Feds Reveal U.S. Role in Mumbai Terror Attacks

Last year's attack by an invading band of 10 seaborne terrorists in Mumbai was among the most horrifying terrorist strikes since 9/11, resulting in the deaths of 170 people, including six Americans.

Today, federal prosecutors said that there was a direct U.S. connection to the attack: a Chicago man arrested two months ago at O'Hare International Airport has confessed that he conducted extensive video surveillance that played a key role in identifying targets for the attacks.

The FBI's investigation into David Coleman Headley's links to the Mumbai terror attacks were first reported last month by Declassified.

Federal law-enforcement officials have been hinting for weeks that the probe of Headley and an alleged co-conspirator in Chicago, Tahawwur Rana (both of whom were arrested in October on charges of plotting a separate terror attack in Denmark), was among the most significant U.S. terrorism cases in years. Their investigation has revealed potential links between an American citizen (Headley, the son of a Pakistani diplomat, was born in the United States) and high-level terrorist operatives abroad. Headley is cooperating with prosecutors but Rana claims, through his lawyer, that he is innocent.

Today's charges against Headley spell out the startling details: between February 2002 and December 2003, Headley (then named "Daood Gilani") was trained as a terrorist at training camps in Pakistan run by Lashkar-e-Taiba ("Army of the Good"), the terror organization behind the Mumbai attacks.

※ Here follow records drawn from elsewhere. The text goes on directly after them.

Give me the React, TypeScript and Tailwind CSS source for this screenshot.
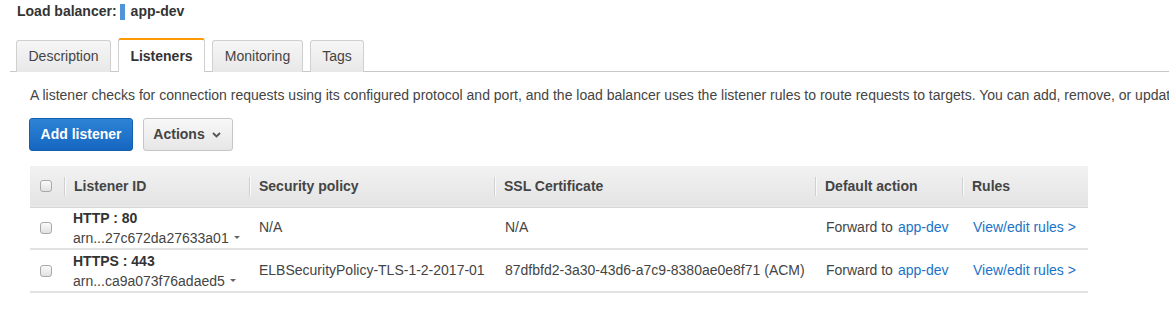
import React from "react";

const cols = "grid grid-cols-[34px_185px_245px_321px_147px_126px]";

const Checkbox = () => (
  <span className="inline-block w-[12px] h-[12px] rounded-[3px] border border-[#a9a9a9] bg-gradient-to-b from-[#fafafa] to-[#e2e2e2]" />
);

const Caret = () => (
  <svg width="8" height="5" viewBox="0 0 8 5" className="inline-block ml-[4px] mb-[2px]">
    <path d="M1 1 L4 4 L7 1 Z" fill="#666" />
  </svg>
);

const HeaderCell = ({ label }: { label: string }) => (
  <div className="flex items-center h-full">
    <span className="w-px h-[19px] bg-[#d0d0d0] shadow-[1px_0_0_#fafafa]" />
    <span className="pl-[9px] font-bold">{label}</span>
  </div>
);

const rows = [
  {
    proto: "HTTP : 80",
    arn: "arn...27c672da27633a01",
    policy: "N/A",
    cert: "N/A",
  },
  {
    proto: "HTTPS : 443",
    arn: "arn...ca9a073f76adaed5",
    policy: "ELBSecurityPolicy-TLS-1-2-2017-01",
    cert: "87dfbfd2-3a30-43d6-a7c9-8380ae0e8f71 (ACM)",
  },
];

const App = () => {
  return (
    <div className="w-[1169px] h-[328px] bg-white overflow-hidden text-[14px] text-[#444] font-['Liberation_Sans',Arial,sans-serif]">
      {/* Title */}
      <div className="flex items-center pl-[17px] pt-[2px] h-[19px] mt-[1px] font-bold text-[#333]">
        <span>Load balancer:</span>
        <span className="inline-block w-[5px] h-[16px] bg-[#5295d6] ml-[3px] mr-[6px]" />
        <span>app-dev</span>
      </div>

      {/* Tabs */}
      <div className="flex items-end mt-[19px] ml-[10px] border-b border-[#c8c8c8] h-[33px] gap-[7px] pl-[6px]">
        <div className="h-[32px] w-[95px] flex items-center justify-center border border-b-0 border-[#d0d0d0] rounded-t-[3px] bg-gradient-to-b from-[#f6f6f6] to-[#e8e8e8] text-[#444] -mb-px">
          Description
        </div>
        <div className="h-[34px] w-[87px] flex items-center justify-center border border-b-0 border-[#d0d0d0] border-t-2 border-t-[#f90] rounded-t-[3px] bg-white font-bold text-[#333] -mb-px pt-[1px]">
          Listeners
        </div>
        <div className="h-[32px] w-[91px] flex items-center justify-center border border-b-0 border-[#d0d0d0] rounded-t-[3px] bg-gradient-to-b from-[#f6f6f6] to-[#e8e8e8] -mb-px">
          Monitoring
        </div>
        <div className="h-[32px] w-[54px] flex items-center justify-center border border-b-0 border-[#d0d0d0] rounded-t-[3px] bg-gradient-to-b from-[#f6f6f6] to-[#e8e8e8] -mb-px">
          Tags
        </div>
      </div>

      {/* Description */}
      <p className="pl-[30px] mt-[14px] whitespace-nowrap leading-[18px]">
        A listener checks for connection requests using its configured protocol and port, and the load balancer uses the listener rules to route requests to targets. You can add, remove, or update listeners and edit listener rules.
      </p>

      {/* Buttons */}
      <div className="flex gap-[10px] pl-[29px] mt-[14px]">
        <button className="h-[33px] w-[104px] rounded-[3px] border border-[#1560ac] bg-gradient-to-b from-[#2d84d6] to-[#1566c0] text-white font-bold">
          Add listener
        </button>
        <button className="h-[33px] w-[90px] rounded-[3px] border border-[#c6c6c6] bg-gradient-to-b from-[#f8f8f8] to-[#e6e6e6] text-[#444] font-bold flex items-center justify-center gap-[7px] pr-[2px]">
          Actions
          <svg width="9" height="6" viewBox="0 0 9 6">
            <path d="M1 1 L4.5 4.5 L8 1" stroke="#555" strokeWidth="1.8" fill="none" />
          </svg>
        </button>
      </div>

      {/* Table */}
      <div className="ml-[30px] mt-[15px] w-[1058px]">
        <div className={`${cols} h-[41px] pt-[1px] bg-gradient-to-b from-[#f2f2f2] to-[#e4e4e4] border-b-[2px] border-[#e8e8e8] shadow-[0_1px_0_#d8d8d8] text-[#444]`}>
          <div className="flex items-center pl-[10px]">
            <Checkbox />
          </div>
          <HeaderCell label="Listener ID" />
          <HeaderCell label="Security policy" />
          <HeaderCell label="SSL Certificate" />
          <HeaderCell label="Default action" />
          <HeaderCell label="Rules" />
        </div>
        {rows.map((r) => (
          <div key={r.proto} className={`${cols} h-[43px] border-b-2 border-[#e2e2e2]`}>
            <div className="flex items-center pl-[10px]">
              <Checkbox />
            </div>
            <div className="flex flex-col justify-center pl-[9px] leading-[20px]">
              <span className="font-bold text-[#333]">{r.proto}</span>
              <span className="whitespace-nowrap">
                {r.arn}
                <Caret />
              </span>
            </div>
            <div className="flex items-center pl-[10px] whitespace-nowrap">{r.policy}</div>
            <div className="flex items-center pl-[11px] whitespace-nowrap">{r.cert}</div>
            <div className="flex items-center pl-[11px] whitespace-nowrap">
              Forward to<span className="ml-[5px] text-[#1a73c6]">app-dev</span>
            </div>
            <div className="flex items-center pl-[11px] whitespace-nowrap text-[#1a73c6]">View/edit rules &gt;</div>
          </div>
        ))}
      </div>
    </div>
  );
};

export default App;
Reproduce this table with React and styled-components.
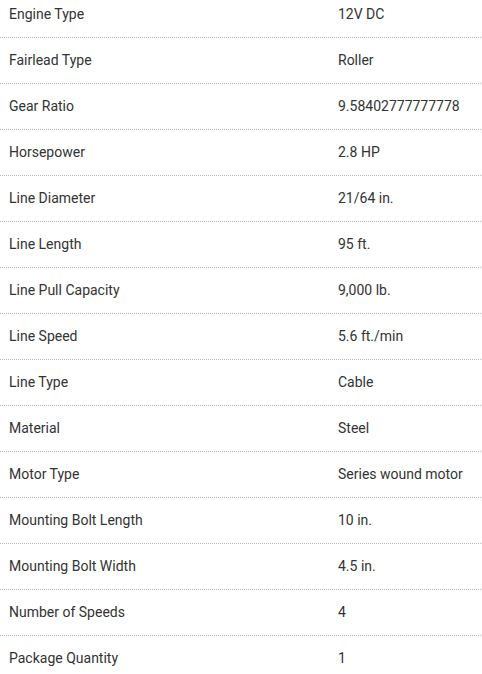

After being directed by Lashkar members to travel to India, he changed his name from Gilani to Headley on Feb. 15, 2006, for the express purpose of presenting himself in India as an American who was neither Muslim nor Pakistani.

Headley then traveled to Chicago and advised his alleged co-conspirator (Rana) of the terror group's plans for Mumbai. The two men opened an office of Rana's company, First World Immigration Services, in Mumbai to serve as a cover for Headley's assignment of identifying targets for a terror attack.

Then, on five separate occasions between September 2006 and July 2008, Headley flew to Mumbai and made videotapes of potential targets for the terror attacks, including the luxury Taj Mahal hotel, the Oberoi hotel, and the city's main train station. Following each trip to India, Headley flew to Pakistan and met with Lashkar operatives, providing his tapes as well as photographs and oral descriptions of the various locations.

On one occasion, in April, Headley even took boat trips in and around Mumbai to videotape the city's harbor in order to assist the 10 attackers who arrived by boat on Nov. 26, 2008, to launch their assault.

The discovery of a U.S. link to the terror attack was the subject of discussions two weeks ago between President Obama and Indian Prime Minister Manmohan Singh when Singh visited Washington.

A federal law-enforcement official also confirmed today that Justice Department officials are now in India briefing officials there on the latest results of the investigation.

The charges today could ratchet up pressure on Pakistan to crack down on Lashkar and further investigate the role of Pakistan-based terrorist plots in India. (One other detail in the charges: after the Mumbai attacks, Headley conducted further surveillance in March 2009 of the National Defense College in Delhi.) At the same time, federal prosecutors also charged another man—Abdur Rehman Hashim Syed, a retired major in the Pakistani military—with assisting Headley and Rana in the separate plot to launch terror attacks in Denmark. During one of Headley's trips to Pakistan, Rehman allegedly took him to the Federally Administered Tribal Areas region of Pakistan, on the Afghanistan border, to meet with Ilyas Kashmiri, a high-level Qaeda-linked terrorist, to plan the attack in Denmark.